■ DIRECTIVE:
Type out the complete listing below word for word, without its pictures.
==================================================
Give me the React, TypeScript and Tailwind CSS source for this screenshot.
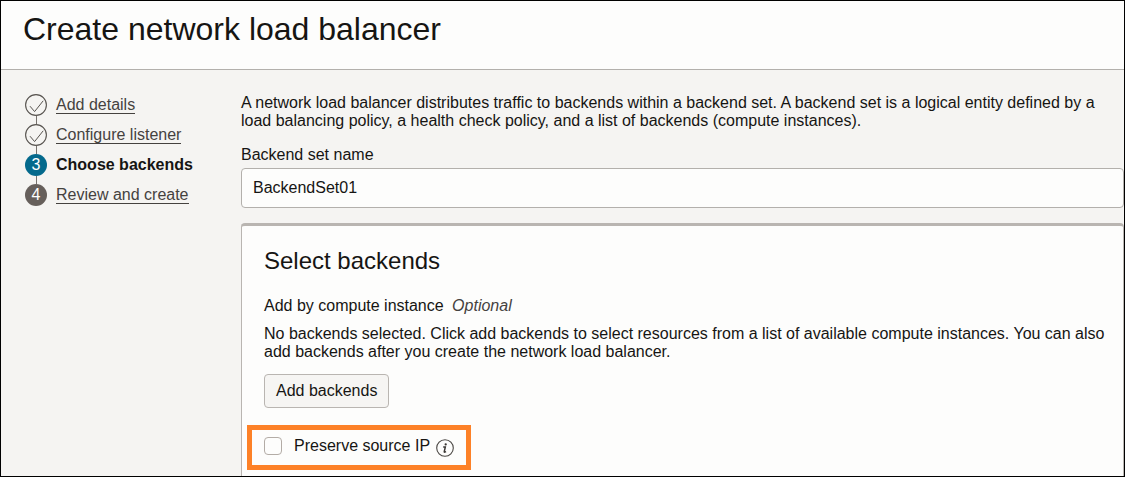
import { useState } from "react";

type Step = { label: string; state: "done" | "current" | "upcoming" };

const steps: Step[] = [
  { label: "Add details", state: "done" },
  { label: "Configure listener", state: "done" },
  { label: "Choose backends", state: "current" },
  { label: "Review and create", state: "upcoming" },
];

function CheckCircle() {
  return (
    <svg viewBox="0 0 22 22" className="size-[22px] shrink-0" fill="none" stroke="#57534f" aria-hidden="true">
      <circle cx="11" cy="11" r="10.4" strokeWidth="1.1" />
      <path d="M5 12.2 9.6 17.6 18.2 6.8" strokeWidth="1" />
    </svg>
  );
}

function StepMarker({ step, index }: { step: Step; index: number }) {
  if (step.state === "done") return <CheckCircle />;
  const tone = step.state === "current" ? "bg-[#04698c]" : "bg-[#665f5b]";
  return (
    <span className={`flex size-[22px] shrink-0 items-center justify-center rounded-full text-white ${tone}`}>
      {index + 1}
    </span>
  );
}

function Steps() {
  return (
    <nav aria-label="Steps" className="w-[216px] shrink-0">
      <ol>
        {steps.map((step, i) => (
          <li key={step.label}>
            <div className="flex items-center gap-[9px]">
              <StepMarker step={step} index={i} />
              {step.state === "current" ? (
                <span aria-current="step" className="font-bold text-[#161513]">{step.label}</span>
              ) : (
                <a href="#" className="border-b border-[#45423f] leading-[17px] text-[#45423f]">{step.label}</a>
              )}
            </div>
            {i < steps.length - 1 && <div className="ml-[11px] h-2 w-px bg-[#77726e]" />}
          </li>
        ))}
      </ol>
    </nav>
  );
}

function InfoIcon() {
  return (
    <svg viewBox="0 0 18 18" className="size-[18px]" fill="none" aria-hidden="true">
      <circle cx="9" cy="9" r="8.3" stroke="#4a4744" strokeWidth="1.1" />
      <circle cx="9.7" cy="5.4" r="1.15" fill="#3a3734" />
      <path d="M7.2 8.1H9.3L8.3 12.3q-.2 1 .5.8l1.3-.5" stroke="#3a3734" strokeWidth="1.5" />
    </svg>
  );
}

export default function App() {
  const [name, setName] = useState("BackendSet01");
  const [preserve, setPreserve] = useState(false);

  return (
    <div className="flex min-h-screen flex-col border border-black bg-[#f5f4f2] font-['Liberation_Sans',Arial,sans-serif] text-base leading-[18px] text-[#161513]">
      <header className="border-b border-[#b3b0ac] bg-[#fdfdfc] px-[22px] pt-2 pb-5">
        <h1 className="text-[32px] leading-10">Create network load balancer</h1>
      </header>
      <div className="flex flex-1 pt-6 pl-6">
        <Steps />
        <main className="flex min-w-0 flex-1 flex-col">
          <p>
            A network load balancer distributes traffic to backends within a backend set. A backend set is a logical
            entity defined by a load balancing policy, a health check policy, and a list of backends (compute instances).
          </p>
          <label htmlFor="backend-set" className="mt-4">Backend set name</label>
          <input
            id="backend-set"
            type="text"
            value={name}
            onChange={(e) => setName(e.target.value)}
            className="mt-1 h-10 w-full rounded border border-[#b3b0ac] bg-[#fdfdfc] px-[11px]"
          />
          <section className="mt-[15px] flex-1 rounded-t border border-t-[3px] border-b-0 border-[#b9b5b1] bg-[#fdfdfc] pt-[19px] pr-3 pb-1.5 pl-[22px]">
            <h2 className="text-2xl leading-8">Select backends</h2>
            <h3 className="mt-5">
              Add by compute instance <em className="ml-1 text-[#45423f]">Optional</em>
            </h3>
            <p className="mt-2.5">
              No backends selected. Click add backends to select resources from a list of available compute instances.
              You can also add backends after you create the network load balancer.
            </p>
            <button
              type="button"
              className="mt-[13px] h-[34px] rounded border border-[#b9b5b1] bg-[#f6f5f3] px-[11px]"
            >
              Add backends
            </button>
            <div className="mt-[17px] -ml-[17px] flex h-[45px] w-fit items-center border-[5px] border-[#fd8127] pr-3 pb-1 pl-3">
              <input
                id="preserve-ip"
                type="checkbox"
                checked={preserve}
                onChange={(e) => setPreserve(e.target.checked)}
                className="size-[18px] appearance-none rounded border border-[#b3aca6] bg-[#fdfdfc] checked:bg-[#04698c]"
              />
              <label htmlFor="preserve-ip" className="ml-3">Preserve source IP</label>
              <button type="button" aria-label="About preserving the source IP" className="mt-1 ml-1.5">
                <InfoIcon />
              </button>
            </div>
          </section>
        </main>
      </div>
    </div>
  );
}
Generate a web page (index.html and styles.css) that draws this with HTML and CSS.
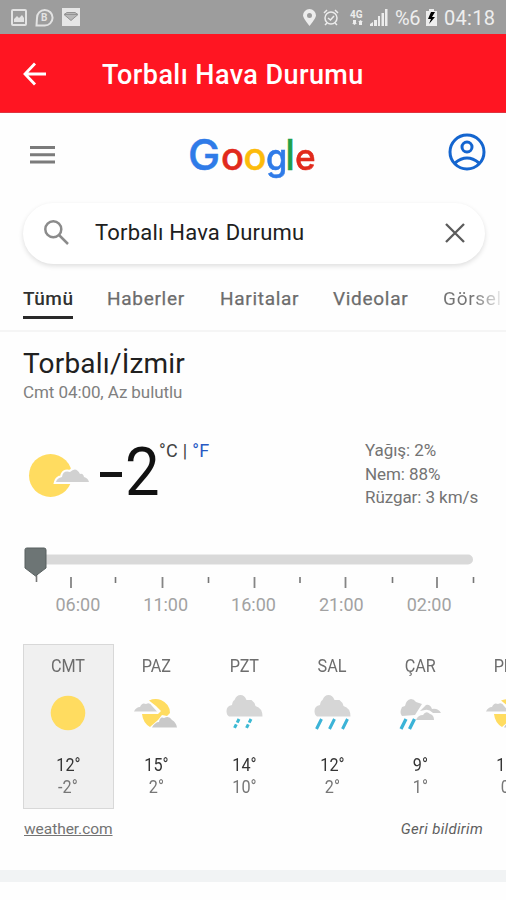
==================================================
■ CORRECT RESPONSE:
Give me the React, TypeScript and Tailwind CSS source for this screenshot.
import { useState } from "react";

type Step = { label: string; state: "done" | "current" | "upcoming" };

const steps: Step[] = [
  { label: "Add details", state: "done" },
  { label: "Configure listener", state: "done" },
  { label: "Choose backends", state: "current" },
  { label: "Review and create", state: "upcoming" },
];

function CheckCircle() {
  return (
    <svg viewBox="0 0 22 22" className="size-[22px] shrink-0" fill="none" stroke="#57534f" aria-hidden="true">
      <circle cx="11" cy="11" r="10.4" strokeWidth="1.1" />
      <path d="M5 12.2 9.6 17.6 18.2 6.8" strokeWidth="1" />
    </svg>
  );
}

function StepMarker({ step, index }: { step: Step; index: number }) {
  if (step.state === "done") return <CheckCircle />;
  const tone = step.state === "current" ? "bg-[#04698c]" : "bg-[#665f5b]";
  return (
    <span className={`flex size-[22px] shrink-0 items-center justify-center rounded-full text-white ${tone}`}>
      {index + 1}
    </span>
  );
}

function Steps() {
  return (
    <nav aria-label="Steps" className="w-[216px] shrink-0">
      <ol>
        {steps.map((step, i) => (
          <li key={step.label}>
            <div className="flex items-center gap-[9px]">
              <StepMarker step={step} index={i} />
              {step.state === "current" ? (
                <span aria-current="step" className="font-bold text-[#161513]">{step.label}</span>
              ) : (
                <a href="#" className="border-b border-[#45423f] leading-[17px] text-[#45423f]">{step.label}</a>
              )}
            </div>
            {i < steps.length - 1 && <div className="ml-[11px] h-2 w-px bg-[#77726e]" />}
          </li>
        ))}
      </ol>
    </nav>
  );
}

function InfoIcon() {
  return (
    <svg viewBox="0 0 18 18" className="size-[18px]" fill="none" aria-hidden="true">
      <circle cx="9" cy="9" r="8.3" stroke="#4a4744" strokeWidth="1.1" />
      <circle cx="9.7" cy="5.4" r="1.15" fill="#3a3734" />
      <path d="M7.2 8.1H9.3L8.3 12.3q-.2 1 .5.8l1.3-.5" stroke="#3a3734" strokeWidth="1.5" />
    </svg>
  );
}

export default function App() {
  const [name, setName] = useState("BackendSet01");
  const [preserve, setPreserve] = useState(false);

  return (
    <div className="flex min-h-screen flex-col border border-black bg-[#f5f4f2] font-['Liberation_Sans',Arial,sans-serif] text-base leading-[18px] text-[#161513]">
      <header className="border-b border-[#b3b0ac] bg-[#fdfdfc] px-[22px] pt-2 pb-5">
        <h1 className="text-[32px] leading-10">Create network load balancer</h1>
      </header>
      <div className="flex flex-1 pt-6 pl-6">
        <Steps />
        <main className="flex min-w-0 flex-1 flex-col">
          <p>
            A network load balancer distributes traffic to backends within a backend set. A backend set is a logical
            entity defined by a load balancing policy, a health check policy, and a list of backends (compute instances).
          </p>
          <label htmlFor="backend-set" className="mt-4">Backend set name</label>
          <input
            id="backend-set"
            type="text"
            value={name}
            onChange={(e) => setName(e.target.value)}
            className="mt-1 h-10 w-full rounded border border-[#b3b0ac] bg-[#fdfdfc] px-[11px]"
          />
          <section className="mt-[15px] flex-1 rounded-t border border-t-[3px] border-b-0 border-[#b9b5b1] bg-[#fdfdfc] pt-[19px] pr-3 pb-1.5 pl-[22px]">
            <h2 className="text-2xl leading-8">Select backends</h2>
            <h3 className="mt-5">
              Add by compute instance <em className="ml-1 text-[#45423f]">Optional</em>
            </h3>
            <p className="mt-2.5">
              No backends selected. Click add backends to select resources from a list of available compute instances.
              You can also add backends after you create the network load balancer.
            </p>
            <button
              type="button"
              className="mt-[13px] h-[34px] rounded border border-[#b9b5b1] bg-[#f6f5f3] px-[11px]"
            >
              Add backends
            </button>
            <div className="mt-[17px] -ml-[17px] flex h-[45px] w-fit items-center border-[5px] border-[#fd8127] pr-3 pb-1 pl-3">
              <input
                id="preserve-ip"
                type="checkbox"
                checked={preserve}
                onChange={(e) => setPreserve(e.target.checked)}
                className="size-[18px] appearance-none rounded border border-[#b3aca6] bg-[#fdfdfc] checked:bg-[#04698c]"
              />
              <label htmlFor="preserve-ip" className="ml-3">Preserve source IP</label>
              <button type="button" aria-label="About preserving the source IP" className="mt-1 ml-1.5">
                <InfoIcon />
              </button>
            </div>
          </section>
        </main>
      </div>
    </div>
  );
}
Generate a web page (index.html and styles.css) that draws this with HTML and CSS.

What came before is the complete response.